>> begin RECORD EXTRACTS

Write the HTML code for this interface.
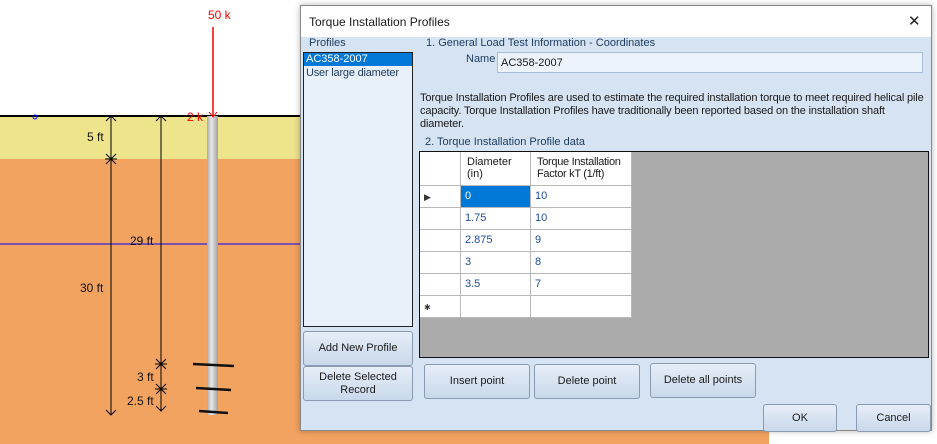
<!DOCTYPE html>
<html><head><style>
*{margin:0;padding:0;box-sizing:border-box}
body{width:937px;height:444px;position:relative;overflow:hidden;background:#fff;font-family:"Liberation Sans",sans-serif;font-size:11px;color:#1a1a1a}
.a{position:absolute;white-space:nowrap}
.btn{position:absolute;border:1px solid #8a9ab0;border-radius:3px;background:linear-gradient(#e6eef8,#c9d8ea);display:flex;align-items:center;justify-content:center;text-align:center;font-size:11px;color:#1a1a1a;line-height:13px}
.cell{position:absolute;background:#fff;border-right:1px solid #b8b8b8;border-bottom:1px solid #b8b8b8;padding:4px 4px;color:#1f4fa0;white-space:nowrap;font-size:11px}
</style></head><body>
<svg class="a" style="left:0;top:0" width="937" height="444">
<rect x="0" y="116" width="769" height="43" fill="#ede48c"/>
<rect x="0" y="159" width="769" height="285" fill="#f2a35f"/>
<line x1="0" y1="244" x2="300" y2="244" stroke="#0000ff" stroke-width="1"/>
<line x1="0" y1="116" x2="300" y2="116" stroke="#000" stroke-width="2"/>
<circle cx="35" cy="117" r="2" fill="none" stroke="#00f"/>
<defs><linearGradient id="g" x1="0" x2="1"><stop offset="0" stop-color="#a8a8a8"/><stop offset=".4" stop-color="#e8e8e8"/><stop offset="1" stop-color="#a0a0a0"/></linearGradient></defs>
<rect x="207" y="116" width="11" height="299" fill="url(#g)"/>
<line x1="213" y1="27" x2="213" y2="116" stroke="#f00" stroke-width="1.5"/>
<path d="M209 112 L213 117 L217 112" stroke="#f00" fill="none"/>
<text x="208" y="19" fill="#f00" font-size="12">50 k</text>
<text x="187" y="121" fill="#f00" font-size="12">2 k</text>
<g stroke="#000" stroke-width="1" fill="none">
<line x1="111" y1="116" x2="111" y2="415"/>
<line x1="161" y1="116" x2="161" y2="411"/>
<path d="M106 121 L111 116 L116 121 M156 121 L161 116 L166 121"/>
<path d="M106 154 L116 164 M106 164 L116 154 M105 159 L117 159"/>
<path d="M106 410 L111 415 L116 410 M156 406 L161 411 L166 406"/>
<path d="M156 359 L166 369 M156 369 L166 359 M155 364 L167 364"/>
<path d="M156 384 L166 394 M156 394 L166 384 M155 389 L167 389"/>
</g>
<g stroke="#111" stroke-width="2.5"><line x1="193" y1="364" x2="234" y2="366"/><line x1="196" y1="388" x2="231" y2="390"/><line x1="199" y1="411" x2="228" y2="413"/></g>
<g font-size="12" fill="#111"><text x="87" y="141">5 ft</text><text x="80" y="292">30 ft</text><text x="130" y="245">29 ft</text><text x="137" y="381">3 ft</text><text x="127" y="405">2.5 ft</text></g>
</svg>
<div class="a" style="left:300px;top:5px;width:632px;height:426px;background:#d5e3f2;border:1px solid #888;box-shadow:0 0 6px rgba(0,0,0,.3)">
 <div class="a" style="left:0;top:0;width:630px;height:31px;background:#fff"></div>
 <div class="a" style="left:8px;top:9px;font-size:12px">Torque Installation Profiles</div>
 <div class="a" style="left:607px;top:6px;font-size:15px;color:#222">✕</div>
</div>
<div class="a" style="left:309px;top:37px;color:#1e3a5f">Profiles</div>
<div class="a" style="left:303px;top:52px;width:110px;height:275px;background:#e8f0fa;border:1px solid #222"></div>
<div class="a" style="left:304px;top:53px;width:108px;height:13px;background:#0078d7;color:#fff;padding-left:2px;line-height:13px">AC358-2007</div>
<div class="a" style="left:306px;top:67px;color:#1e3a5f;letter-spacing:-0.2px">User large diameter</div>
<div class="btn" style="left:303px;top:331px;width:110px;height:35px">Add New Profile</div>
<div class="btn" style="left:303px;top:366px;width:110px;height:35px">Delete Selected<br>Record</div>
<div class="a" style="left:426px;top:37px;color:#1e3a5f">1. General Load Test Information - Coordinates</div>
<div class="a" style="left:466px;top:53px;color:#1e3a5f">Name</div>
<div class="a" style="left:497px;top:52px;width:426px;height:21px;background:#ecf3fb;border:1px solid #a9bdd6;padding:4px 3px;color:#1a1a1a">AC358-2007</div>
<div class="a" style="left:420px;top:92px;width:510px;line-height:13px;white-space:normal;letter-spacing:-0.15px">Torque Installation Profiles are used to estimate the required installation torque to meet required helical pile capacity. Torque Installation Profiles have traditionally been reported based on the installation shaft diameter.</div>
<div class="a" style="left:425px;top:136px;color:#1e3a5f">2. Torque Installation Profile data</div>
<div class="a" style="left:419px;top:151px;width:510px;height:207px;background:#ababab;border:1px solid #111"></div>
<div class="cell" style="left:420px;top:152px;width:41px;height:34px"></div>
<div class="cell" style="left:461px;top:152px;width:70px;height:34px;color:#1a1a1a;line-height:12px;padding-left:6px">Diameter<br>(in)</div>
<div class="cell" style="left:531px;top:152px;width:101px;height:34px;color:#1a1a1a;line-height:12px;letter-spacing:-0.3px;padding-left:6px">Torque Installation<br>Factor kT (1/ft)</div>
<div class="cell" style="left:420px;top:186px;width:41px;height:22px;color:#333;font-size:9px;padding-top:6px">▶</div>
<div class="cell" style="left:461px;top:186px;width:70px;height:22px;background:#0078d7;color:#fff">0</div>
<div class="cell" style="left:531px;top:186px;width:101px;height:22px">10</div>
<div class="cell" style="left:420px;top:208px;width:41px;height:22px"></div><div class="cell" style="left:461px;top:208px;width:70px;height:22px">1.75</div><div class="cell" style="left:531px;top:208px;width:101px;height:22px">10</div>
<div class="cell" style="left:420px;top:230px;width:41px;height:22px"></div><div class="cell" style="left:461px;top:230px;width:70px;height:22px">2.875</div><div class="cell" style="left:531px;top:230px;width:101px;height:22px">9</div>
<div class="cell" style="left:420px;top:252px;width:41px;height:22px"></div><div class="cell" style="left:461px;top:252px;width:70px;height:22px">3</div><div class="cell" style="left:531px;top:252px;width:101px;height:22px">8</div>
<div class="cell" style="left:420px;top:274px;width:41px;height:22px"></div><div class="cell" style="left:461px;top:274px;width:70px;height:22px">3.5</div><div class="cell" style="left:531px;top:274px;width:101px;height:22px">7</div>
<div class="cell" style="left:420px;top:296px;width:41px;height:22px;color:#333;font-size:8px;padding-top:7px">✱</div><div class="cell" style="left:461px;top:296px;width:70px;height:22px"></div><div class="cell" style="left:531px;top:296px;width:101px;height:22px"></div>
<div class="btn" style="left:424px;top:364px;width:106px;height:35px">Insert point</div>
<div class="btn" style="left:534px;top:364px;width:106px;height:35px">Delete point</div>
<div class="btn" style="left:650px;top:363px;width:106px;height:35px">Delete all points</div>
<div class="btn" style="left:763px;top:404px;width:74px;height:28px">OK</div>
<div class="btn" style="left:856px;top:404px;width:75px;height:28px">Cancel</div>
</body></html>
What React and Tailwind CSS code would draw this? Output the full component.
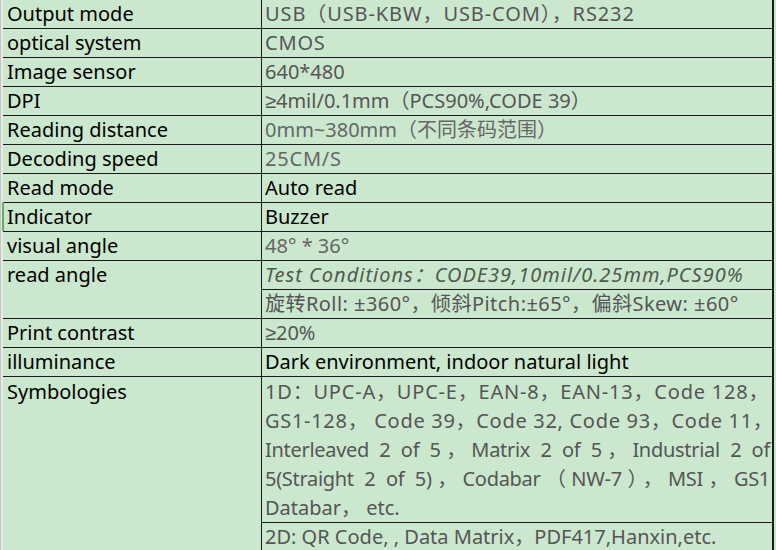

>> end RECORD EXTRACTS

* INSTRUCTIONS FOR THE TASK: Repeat the records above exactly, omitting every picture.

* RESPONSE:
Write the HTML code for this interface.
<!DOCTYPE html>
<html><head><style>
*{margin:0;padding:0;box-sizing:border-box}
body{width:937px;height:444px;position:relative;overflow:hidden;background:#fff;font-family:"Liberation Sans",sans-serif;font-size:11px;color:#1a1a1a}
.a{position:absolute;white-space:nowrap}
.btn{position:absolute;border:1px solid #8a9ab0;border-radius:3px;background:linear-gradient(#e6eef8,#c9d8ea);display:flex;align-items:center;justify-content:center;text-align:center;font-size:11px;color:#1a1a1a;line-height:13px}
.cell{position:absolute;background:#fff;border-right:1px solid #b8b8b8;border-bottom:1px solid #b8b8b8;padding:4px 4px;color:#1f4fa0;white-space:nowrap;font-size:11px}
</style></head><body>
<svg class="a" style="left:0;top:0" width="937" height="444">
<rect x="0" y="116" width="769" height="43" fill="#ede48c"/>
<rect x="0" y="159" width="769" height="285" fill="#f2a35f"/>
<line x1="0" y1="244" x2="300" y2="244" stroke="#0000ff" stroke-width="1"/>
<line x1="0" y1="116" x2="300" y2="116" stroke="#000" stroke-width="2"/>
<circle cx="35" cy="117" r="2" fill="none" stroke="#00f"/>
<defs><linearGradient id="g" x1="0" x2="1"><stop offset="0" stop-color="#a8a8a8"/><stop offset=".4" stop-color="#e8e8e8"/><stop offset="1" stop-color="#a0a0a0"/></linearGradient></defs>
<rect x="207" y="116" width="11" height="299" fill="url(#g)"/>
<line x1="213" y1="27" x2="213" y2="116" stroke="#f00" stroke-width="1.5"/>
<path d="M209 112 L213 117 L217 112" stroke="#f00" fill="none"/>
<text x="208" y="19" fill="#f00" font-size="12">50 k</text>
<text x="187" y="121" fill="#f00" font-size="12">2 k</text>
<g stroke="#000" stroke-width="1" fill="none">
<line x1="111" y1="116" x2="111" y2="415"/>
<line x1="161" y1="116" x2="161" y2="411"/>
<path d="M106 121 L111 116 L116 121 M156 121 L161 116 L166 121"/>
<path d="M106 154 L116 164 M106 164 L116 154 M105 159 L117 159"/>
<path d="M106 410 L111 415 L116 410 M156 406 L161 411 L166 406"/>
<path d="M156 359 L166 369 M156 369 L166 359 M155 364 L167 364"/>
<path d="M156 384 L166 394 M156 394 L166 384 M155 389 L167 389"/>
</g>
<g stroke="#111" stroke-width="2.5"><line x1="193" y1="364" x2="234" y2="366"/><line x1="196" y1="388" x2="231" y2="390"/><line x1="199" y1="411" x2="228" y2="413"/></g>
<g font-size="12" fill="#111"><text x="87" y="141">5 ft</text><text x="80" y="292">30 ft</text><text x="130" y="245">29 ft</text><text x="137" y="381">3 ft</text><text x="127" y="405">2.5 ft</text></g>
</svg>
<div class="a" style="left:300px;top:5px;width:632px;height:426px;background:#d5e3f2;border:1px solid #888;box-shadow:0 0 6px rgba(0,0,0,.3)">
 <div class="a" style="left:0;top:0;width:630px;height:31px;background:#fff"></div>
 <div class="a" style="left:8px;top:9px;font-size:12px">Torque Installation Profiles</div>
 <div class="a" style="left:607px;top:6px;font-size:15px;color:#222">✕</div>
</div>
<div class="a" style="left:309px;top:37px;color:#1e3a5f">Profiles</div>
<div class="a" style="left:303px;top:52px;width:110px;height:275px;background:#e8f0fa;border:1px solid #222"></div>
<div class="a" style="left:304px;top:53px;width:108px;height:13px;background:#0078d7;color:#fff;padding-left:2px;line-height:13px">AC358-2007</div>
<div class="a" style="left:306px;top:67px;color:#1e3a5f;letter-spacing:-0.2px">User large diameter</div>
<div class="btn" style="left:303px;top:331px;width:110px;height:35px">Add New Profile</div>
<div class="btn" style="left:303px;top:366px;width:110px;height:35px">Delete Selected<br>Record</div>
<div class="a" style="left:426px;top:37px;color:#1e3a5f">1. General Load Test Information - Coordinates</div>
<div class="a" style="left:466px;top:53px;color:#1e3a5f">Name</div>
<div class="a" style="left:497px;top:52px;width:426px;height:21px;background:#ecf3fb;border:1px solid #a9bdd6;padding:4px 3px;color:#1a1a1a">AC358-2007</div>
<div class="a" style="left:420px;top:92px;width:510px;line-height:13px;white-space:normal;letter-spacing:-0.15px">Torque Installation Profiles are used to estimate the required installation torque to meet required helical pile capacity. Torque Installation Profiles have traditionally been reported based on the installation shaft diameter.</div>
<div class="a" style="left:425px;top:136px;color:#1e3a5f">2. Torque Installation Profile data</div>
<div class="a" style="left:419px;top:151px;width:510px;height:207px;background:#ababab;border:1px solid #111"></div>
<div class="cell" style="left:420px;top:152px;width:41px;height:34px"></div>
<div class="cell" style="left:461px;top:152px;width:70px;height:34px;color:#1a1a1a;line-height:12px;padding-left:6px">Diameter<br>(in)</div>
<div class="cell" style="left:531px;top:152px;width:101px;height:34px;color:#1a1a1a;line-height:12px;letter-spacing:-0.3px;padding-left:6px">Torque Installation<br>Factor kT (1/ft)</div>
<div class="cell" style="left:420px;top:186px;width:41px;height:22px;color:#333;font-size:9px;padding-top:6px">▶</div>
<div class="cell" style="left:461px;top:186px;width:70px;height:22px;background:#0078d7;color:#fff">0</div>
<div class="cell" style="left:531px;top:186px;width:101px;height:22px">10</div>
<div class="cell" style="left:420px;top:208px;width:41px;height:22px"></div><div class="cell" style="left:461px;top:208px;width:70px;height:22px">1.75</div><div class="cell" style="left:531px;top:208px;width:101px;height:22px">10</div>
<div class="cell" style="left:420px;top:230px;width:41px;height:22px"></div><div class="cell" style="left:461px;top:230px;width:70px;height:22px">2.875</div><div class="cell" style="left:531px;top:230px;width:101px;height:22px">9</div>
<div class="cell" style="left:420px;top:252px;width:41px;height:22px"></div><div class="cell" style="left:461px;top:252px;width:70px;height:22px">3</div><div class="cell" style="left:531px;top:252px;width:101px;height:22px">8</div>
<div class="cell" style="left:420px;top:274px;width:41px;height:22px"></div><div class="cell" style="left:461px;top:274px;width:70px;height:22px">3.5</div><div class="cell" style="left:531px;top:274px;width:101px;height:22px">7</div>
<div class="cell" style="left:420px;top:296px;width:41px;height:22px;color:#333;font-size:8px;padding-top:7px">✱</div><div class="cell" style="left:461px;top:296px;width:70px;height:22px"></div><div class="cell" style="left:531px;top:296px;width:101px;height:22px"></div>
<div class="btn" style="left:424px;top:364px;width:106px;height:35px">Insert point</div>
<div class="btn" style="left:534px;top:364px;width:106px;height:35px">Delete point</div>
<div class="btn" style="left:650px;top:363px;width:106px;height:35px">Delete all points</div>
<div class="btn" style="left:763px;top:404px;width:74px;height:28px">OK</div>
<div class="btn" style="left:856px;top:404px;width:75px;height:28px">Cancel</div>
</body></html>
What React and Tailwind CSS code would draw this? Output the full component.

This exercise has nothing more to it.